Adaptation of Deep Neural Networks for Visual Recognition
General presentation of the topic:
The proliferation of inexpensive sensors paves the way for innovative AI technologies and applications. For instance, data from distributed RGB, IR, LiDAR and depth sensors are often integrated into, e.g., mobile robotics, autonomous driving, and video surveillance applications to enhance perception. In such applications, cost-effective systems are required to recognize individuals, objects, and their behaviours from the massive amounts of data captured over multiple sensors. Beyond the computational complexity, video recognition across multiple domains (sensor modalities and operational conditions) may be degraded in real-world scenarios due to cross-domain shifts, background clutter, variations in illumination, occlusion, etc. Deep learning (DL) models based on convolutional NNs and vision transformers provide state-of-the-art performance in many visual recognition applications. Yet, their performance can decline in real-world applications when training on noisy data with limited or no annotations and in the presence of domain shift between source and target (operational) data.
Objectives:
The main objective of this project is to investigate and develop DL models for accurate visual recognition across multiple diverse domains with limited supervision.
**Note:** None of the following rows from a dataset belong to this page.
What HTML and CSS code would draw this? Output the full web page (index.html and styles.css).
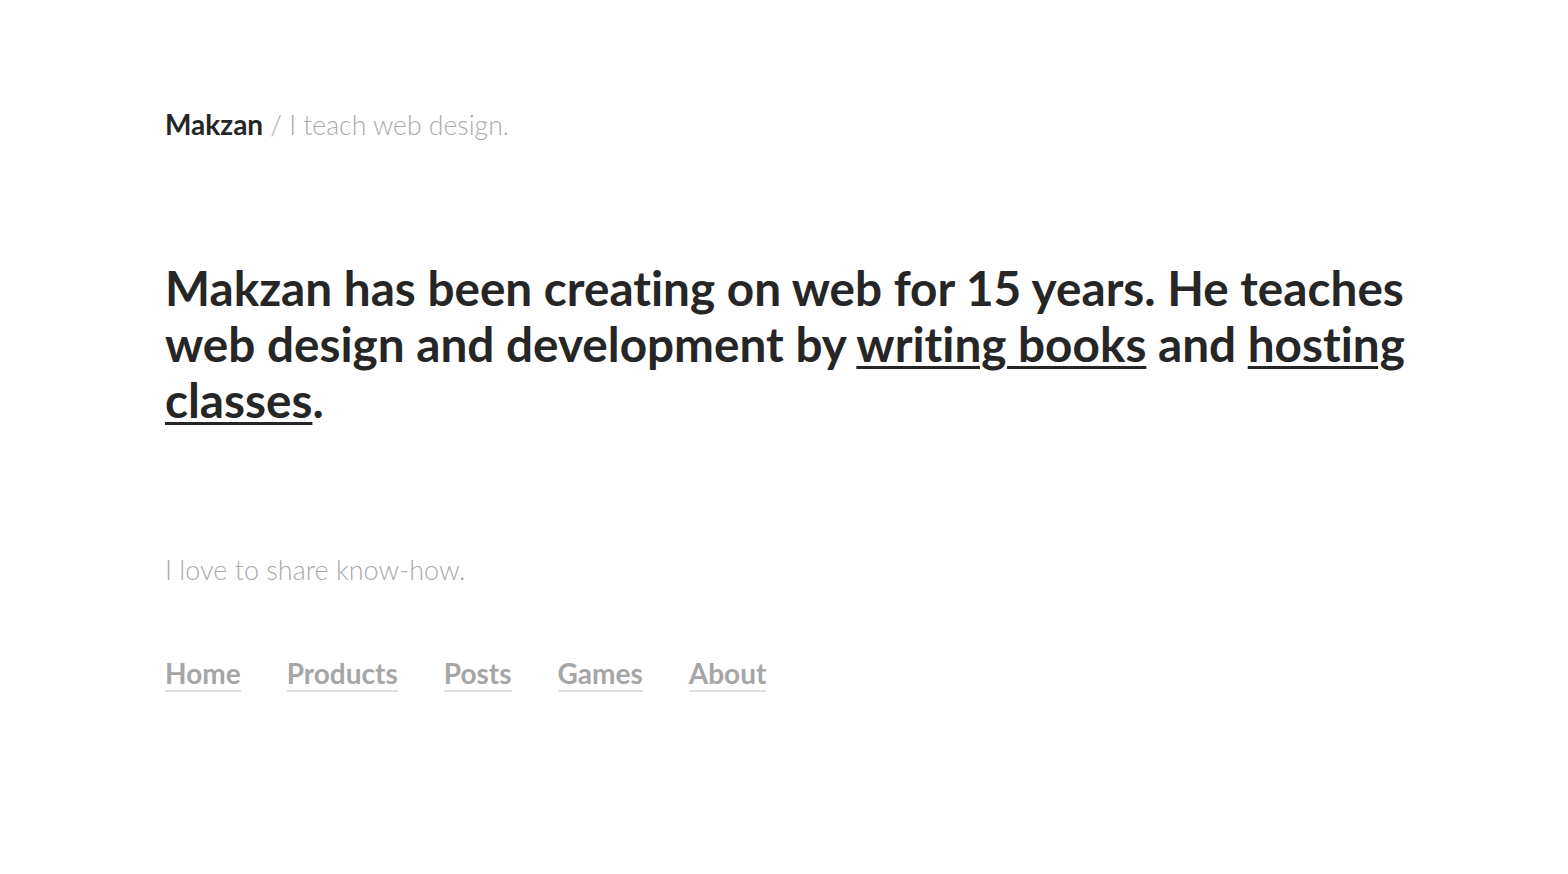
FILE: index.html
```html
<!DOCTYPE html>
<html lang="en">
<head>
<meta charset="utf-8">
<title>Makzan</title>
<link rel="stylesheet" href="styles.css">
</head>
<body>
<div class="page">
  <header class="site-header">
    <span class="brand">Makzan</span><span class="tagline"> / I teach web design.</span>
  </header>
  <main>
    <h1 class="intro">Makzan has been creating on web for 15 years. He teaches web design and development by <a href="#">writing books</a> and <a href="#">hosting classes</a>.</h1>
    <p class="share">I love to share know-how.</p>
    <nav class="nav">
      <a href="#">Home</a>
      <a href="#">Products</a>
      <a href="#">Posts</a>
      <a href="#">Games</a>
      <a href="#">About</a>
    </nav>
  </main>
</div>
</body>
</html>
```

FILE: styles.css
```css
html, body {
  margin: 0;
  padding: 0;
  background: #fff;
}
body {
  font-family: Lato, "Open Sans", sans-serif;
  color: #262626;
  font-variant-ligatures: none;
}
.page {
  padding: 106px 0 0 165px;
  width: 1270px;
}
.site-header {
  font-size: 28px;
  line-height: 36px;
}
.brand {
  font-weight: 700;
  color: #262626;
}
.tagline {
  font-size: 26.6px;
  font-weight: 300;
  color: #aaa;
}
.intro {
  margin: 117px 0 0;
  font-size: 47.7px;
  line-height: 56px;
  font-weight: 700;
  color: #262626;
}
.intro a {
  color: #262626;
  text-decoration: underline;
  text-decoration-thickness: 3px;
  text-underline-offset: 4px;
}
.share {
  margin: 124px 0 0;
  font-size: 27px;
  line-height: 36px;
  font-weight: 300;
  color: #aaa;
}
.nav {
  margin-top: 69px;
  display: flex;
  gap: 46px;
}
.nav a {
  font-size: 28px;
  line-height: 33px;
  font-weight: 700;
  color: #a6a6a6;
  text-decoration: none;
  border-bottom: 2px solid #e0e0e0;
}
```
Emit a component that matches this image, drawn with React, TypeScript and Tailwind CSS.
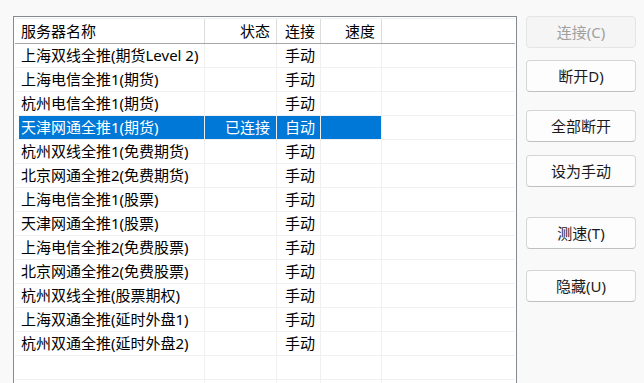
import React from "react";

type Row = { name: string; status?: string; conn: string; sel?: boolean };

const rows: Row[] = [
  { name: "上海双线全推(期货Level 2)", conn: "手动" },
  { name: "上海电信全推1(期货)", conn: "手动" },
  { name: "杭州电信全推1(期货)", conn: "手动" },
  { name: "天津网通全推1(期货)", status: "已连接", conn: "自动", sel: true },
  { name: "杭州双线全推1(免费期货)", conn: "手动" },
  { name: "北京网通全推2(免费期货)", conn: "手动" },
  { name: "上海电信全推1(股票)", conn: "手动" },
  { name: "天津网通全推1(股票)", conn: "手动" },
  { name: "上海电信全推2(免费股票)", conn: "手动" },
  { name: "北京网通全推2(免费股票)", conn: "手动" },
  { name: "杭州双线全推(股票期权)", conn: "手动" },
  { name: "上海双通全推(延时外盘1)", conn: "手动" },
  { name: "杭州双通全推(延时外盘2)", conn: "手动" },
  { name: "", conn: "" },
  { name: "", conn: "" },
];

function Btn({ label, disabled, className = "" }: { label: string; disabled?: boolean; className?: string }) {
  return (
    <div
      className={
        "h-[32px] w-[110px] rounded-[4px] border flex items-center justify-center text-[15px] leading-none " +
        (disabled
          ? "bg-[#f5f5f5] border-[#e5e5e5] text-[#a0a0a0] "
          : "bg-[#fdfdfd] border-[#d5d5d5] border-b-[#c0c0c0] text-[#1b1b1b] ") +
        className
      }
    >
      {label}
    </div>
  );
}

export default function App() {
  return (
    <div className="w-[644px] h-[383px] bg-[#f9f9f9] flex pt-[16px] pl-[13px] overflow-hidden font-['Noto_Sans','Noto_Sans_CJK_SC',sans-serif] text-[15px] text-black">
      <div className="w-[504px] h-[380px] shrink-0 border-l border-t border-r border-[#868a91] bg-white p-px flex flex-col overflow-hidden">
        <div className="h-[26px] shrink-0 flex border-b border-[#a8a8a8] border-t border-t-[#f0f0f0] leading-none">
          <div className="w-[190px] border-r border-[#dcdcdc] flex items-center pl-[6px]">服务器名称</div>
          <div className="w-[72px] border-r border-[#dcdcdc] flex items-center justify-end pr-[6px]">状态</div>
          <div className="w-[44px] border-r border-[#dcdcdc] flex items-center pl-[8px]">连接</div>
          <div className="w-[61px] border-r border-[#dcdcdc] flex items-center justify-end pr-[6px]">速度</div>
          <div className="flex-1" />
        </div>
        {rows.map((r, i) => (
          <div key={i} className="h-[24px] shrink-0 flex border-b border-[#f0f0f0] leading-none">
            <div className="w-[190px] border-r border-[#f0f0f0] flex">
              <div className={"flex-1 ml-[4px] flex items-center pl-[2px] whitespace-nowrap " + (r.sel ? "bg-[#0078d7] text-white" : "")}>
                {r.name}
              </div>
            </div>
            <div className={"w-[72px] border-r border-[#f0f0f0] flex items-center justify-end pr-[6px] " + (r.sel ? "bg-[#0078d7] text-white" : "")}>
              {r.status ?? ""}
            </div>
            <div className={"w-[44px] border-r border-[#f0f0f0] flex items-center pl-[8px] whitespace-nowrap " + (r.sel ? "bg-[#0078d7] text-white" : "")}>
              {r.conn}
            </div>
            <div className={"w-[61px] border-r border-[#f0f0f0] " + (r.sel ? "bg-[#0078d7]" : "")} />
            <div className="flex-1" />
          </div>
        ))}
      </div>
      <div className="ml-[9px] flex flex-col">
        <Btn label="连接(C)" disabled />
        <Btn label="断开D)" className="mt-[12px]" />
        <Btn label="全部断开" className="mt-[18px]" />
        <Btn label="设为手动" className="mt-[13px]" />
        <Btn label="测速(T)" className="mt-[30px]" />
        <Btn label="隐藏(U)" className="mt-[21px]" />
      </div>
    </div>
  );
}
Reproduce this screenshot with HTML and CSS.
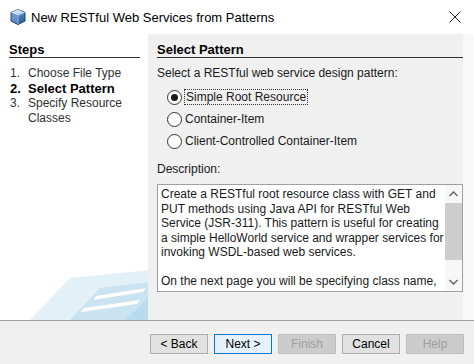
FILE: index.html
```html
<!DOCTYPE html>
<html>
<head>
  <title>New RESTful Web Services from Patterns</title>
  <link rel="stylesheet" href="styles.css">
</head>
<body>
  <div class="window">
    <div class="titlebar">
      <svg class="app-icon" width="18" height="18" viewBox="0 0 18 18">
        <defs>
          <linearGradient id="cubeTop" x1="0" y1="0" x2="1" y2="1">
            <stop offset="0" stop-color="#e8f2fb"/>
            <stop offset="1" stop-color="#9fc3e6"/>
          </linearGradient>
          <linearGradient id="cubeSide" x1="0" y1="0" x2="0" y2="1">
            <stop offset="0" stop-color="#5b8fc8"/>
            <stop offset="1" stop-color="#2c5c9a"/>
          </linearGradient>
        </defs>
        <path d="M9 1.5 L16 4.5 L16 13 L9 16.5 L2 13 L2 4.5 Z" fill="url(#cubeSide)" stroke="#1f3f6a" stroke-width="1"/>
        <path d="M9 1.5 L16 4.5 L9 7.8 L2 4.5 Z" fill="url(#cubeTop)"/>
        <path d="M9 7.8 L9 16" stroke="#a9c8e8" stroke-width="1"/>
        <path d="M2.5 5 L8.5 8 L8.5 15.5 L2.5 12.6 Z" fill="#7fa9d8" opacity="0.6"/>
      </svg>
      <span class="title">New RESTful Web Services from Patterns</span>
      <svg class="close" width="12" height="12" viewBox="0 0 12 12">
        <path d="M0.5 0.5 L11.5 11.5 M11.5 0.5 L0.5 11.5" stroke="#222" stroke-width="1"/>
      </svg>
    </div>

    <div class="main">
      <div class="steps">
        <div class="heading">Steps</div>
        <ol class="step-list">
          <li><span class="num">1.</span><span>Choose File Type</span></li>
          <li class="current"><span class="num">2.</span><span>Select Pattern</span></li>
          <li><span class="num">3.</span><span>Specify Resource Classes</span></li>
        </ol>
        <svg class="watermark" width="148" height="50" viewBox="0 0 148 50">
          <path d="M30 50 L70 8 L150 0 L150 50 Z" fill="#e2f0f8"/>
          <path d="M70 50 L100 18 L150 12 L150 50 Z" fill="#c9e3f1"/>
          <path d="M84 38 L140 30 L137 34 L81 42 Z" fill="#ffffff"/>
          <path d="M96 26 L146 18 L143 22 L93 30 Z" fill="#ffffff"/>
          <path d="M125 50 L150 26 L150 50 Z" fill="#b9dbee"/>
        </svg>
      </div>

      <div class="content">
        <div class="heading">Select Pattern</div>
        <p class="prompt">Select a RESTful web service design pattern:</p>
        <div class="radios">
          <label class="radio"><span class="dot checked"></span><span class="focus">Simple Root Resource</span></label>
          <label class="radio"><span class="dot"></span><span>Container-Item</span></label>
          <label class="radio"><span class="dot"></span><span>Client-Controlled Container-Item</span></label>
        </div>
        <p class="desc-label">Description:</p>
        <div class="desc-box">
          <div class="desc-text">
            <p>Create a RESTful root resource class with GET and PUT methods using Java API for RESTful Web Service (JSR-311). This pattern is useful for creating a simple HelloWorld service and wrapper services for invoking WSDL-based web services.</p>
            <p>On the next page you will be specifying class name, URI and representation type of the resource.</p>
          </div>
          <div class="scrollbar">
            <svg class="arrow" width="9" height="6" viewBox="0 0 9 6"><path d="M0.5 5 L4.5 1 L8.5 5" fill="none" stroke="#606060" stroke-width="1.3"/></svg>
            <div class="thumb"></div>
            <svg class="arrow" width="9" height="6" viewBox="0 0 9 6"><path d="M0.5 1 L4.5 5 L8.5 1" fill="none" stroke="#606060" stroke-width="1.3"/></svg>
          </div>
        </div>
      </div>

      <div class="edge"></div>
    </div>

    <div class="buttons">
      <button class="btn">&lt; Back</button>
      <button class="btn default">Next &gt;</button>
      <button class="btn" disabled>Finish</button>
      <button class="btn">Cancel</button>
      <button class="btn" disabled>Help</button>
    </div>
  </div>
</body>
</html>
```

FILE: styles.css
```css
body {
  margin: 0;
  font-family: "Liberation Sans", Arial, sans-serif;
  font-size: 12px;
  color: #1a1a1a;
}

.window {
  width: 474px;
  height: 364px;
  display: flex;
  flex-direction: column;
  background-color: #ffffff;
  overflow: hidden;
}

.titlebar {
  height: 34px;
  display: flex;
  align-items: center;
  padding-left: 9px;
  padding-right: 13px;
  background-color: #ffffff;
}

.titlebar .title {
  margin-left: 4px;
  font-family: "Liberation Sans", Arial, sans-serif;
  font-size: 13px;
  color: #000000;
  flex: 1;
}

.main {
  height: 286px;
  display: flex;
  border-bottom: 1px solid #a0a0a0;
}

.heading {
  font-size: 13px;
  font-weight: bold;
  color: #000000;
  padding-top: 8px;
  border-bottom: 1px solid #303030;
  line-height: 15px;
}

.steps {
  width: 148px;
  position: relative;
  padding: 0 8px 0 9px;
  box-sizing: border-box;
  background-color: #ffffff;
}

.step-list {
  list-style: none;
  margin: 8px 0 0 1px;
  padding: 0;
  line-height: 15px;
  color: #303030;
}

.step-list li {
  display: flex;
}

.step-list .num {
  width: 18px;
  flex: none;
}

.step-list .current {
  font-size: 13px;
  font-weight: bold;
  color: #000000;
}

.steps .watermark {
  position: absolute;
  left: 0;
  bottom: 0;
}

.content {
  width: 315px;
  box-sizing: border-box;
  padding: 0 0 0 9px;
  background-color: #f0f0f0;
}

.content p {
  margin: 0;
}

.prompt {
  margin-top: 8px !important;
  line-height: 15px;
}

.radios {
  display: flex;
  flex-direction: column;
  margin-top: 5px;
  padding-left: 10px;
}

.radio {
  display: flex;
  align-items: center;
  height: 22px;
}

.radio .dot {
  width: 13px;
  height: 13px;
  border: 1px solid #333333;
  border-radius: 50%;
  background-color: #ffffff;
  margin-right: 3px;
  position: relative;
  flex: none;
}

.radio .dot.checked::after {
  content: "";
  position: absolute;
  left: 3px;
  top: 3px;
  width: 7px;
  height: 7px;
  border-radius: 50%;
  background-color: #1a1a1a;
}

.radio .focus {
  outline: 1px dotted #333333;
  padding: 0 1px;
}

.desc-label {
  margin-top: 10px !important;
  line-height: 15px;
}

.desc-box {
  margin-top: 7px;
  height: 108px;
  display: flex;
  border: 1px solid #a0a0a0;
  background-color: #ffffff;
  box-sizing: border-box;
  overflow: hidden;
}

.desc-text {
  flex: 1;
  padding: 2px 0 0 3px;
  line-height: 14.5px;
  color: #1a1a1a;
}

.desc-text p + p {
  margin-top: 14.5px !important;
}

.scrollbar {
  width: 17px;
  flex: none;
  display: flex;
  flex-direction: column;
  align-items: center;
  background-color: #f7f7f7;
}

.scrollbar .arrow {
  margin: 6px 0;
}

.scrollbar .thumb {
  width: 17px;
  height: 57px;
  background-color: #cdcdcd;
}

.scrollbar .arrow:last-child {
  margin-top: auto;
}

.edge {
  flex: 1;
  background-color: #f8f8f8;
}

.buttons {
  flex: 1;
  display: flex;
  justify-content: flex-end;
  align-items: flex-start;
  gap: 6px;
  padding: 13px 10px 0 0;
  background-color: #f0f0f0;
}

.btn {
  width: 58px;
  height: 20px;
  padding: 0;
  font-family: "Liberation Sans", Arial, sans-serif;
  font-size: 12px;
  color: #000000;
  background-color: #e1e1e1;
  border: 1px solid #adadad;
}

.btn.default {
  border-color: #0078d7;
  background-color: #e5f1fb;
  box-shadow: inset 0 0 0 1px #e5f1fb;
}

.btn:disabled {
  color: #a0a0a0;
  background-color: #cccccc;
  border-color: #bfbfbf;
}
```
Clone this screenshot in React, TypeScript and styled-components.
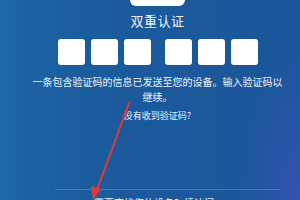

Given the cost of collecting and annotating the target data for training, these models will rely on methods for domain adaptation, weakly supervised learning, and data generation to sustain a high level of performance. We are looking for highly motivated students interested in performing cutting-edge research on machine learning algorithms applied to video-based object detection, tracking, retrieval, and classification, with a particular focus on deep learning architectures (e.g., auto-encoders, vision transformers, convolutional NNs) for source-free and test-time domain adaptation, and domain generalization. Application of interest includes person and vehicle recognition in video analytics and surveillance and cross-modal recognition.
Connaissances requises
Expected ability of the student:
• Strong academic record in computer science, applied mathematics, or electrical engineering, preferably with expertise in one or more areas: machine learning, computer vision, pattern recognition, artificial intelligence.
• Good programming skills in languages such as C, C++ and Python. Knowledge of deep learning frameworks would be a plus.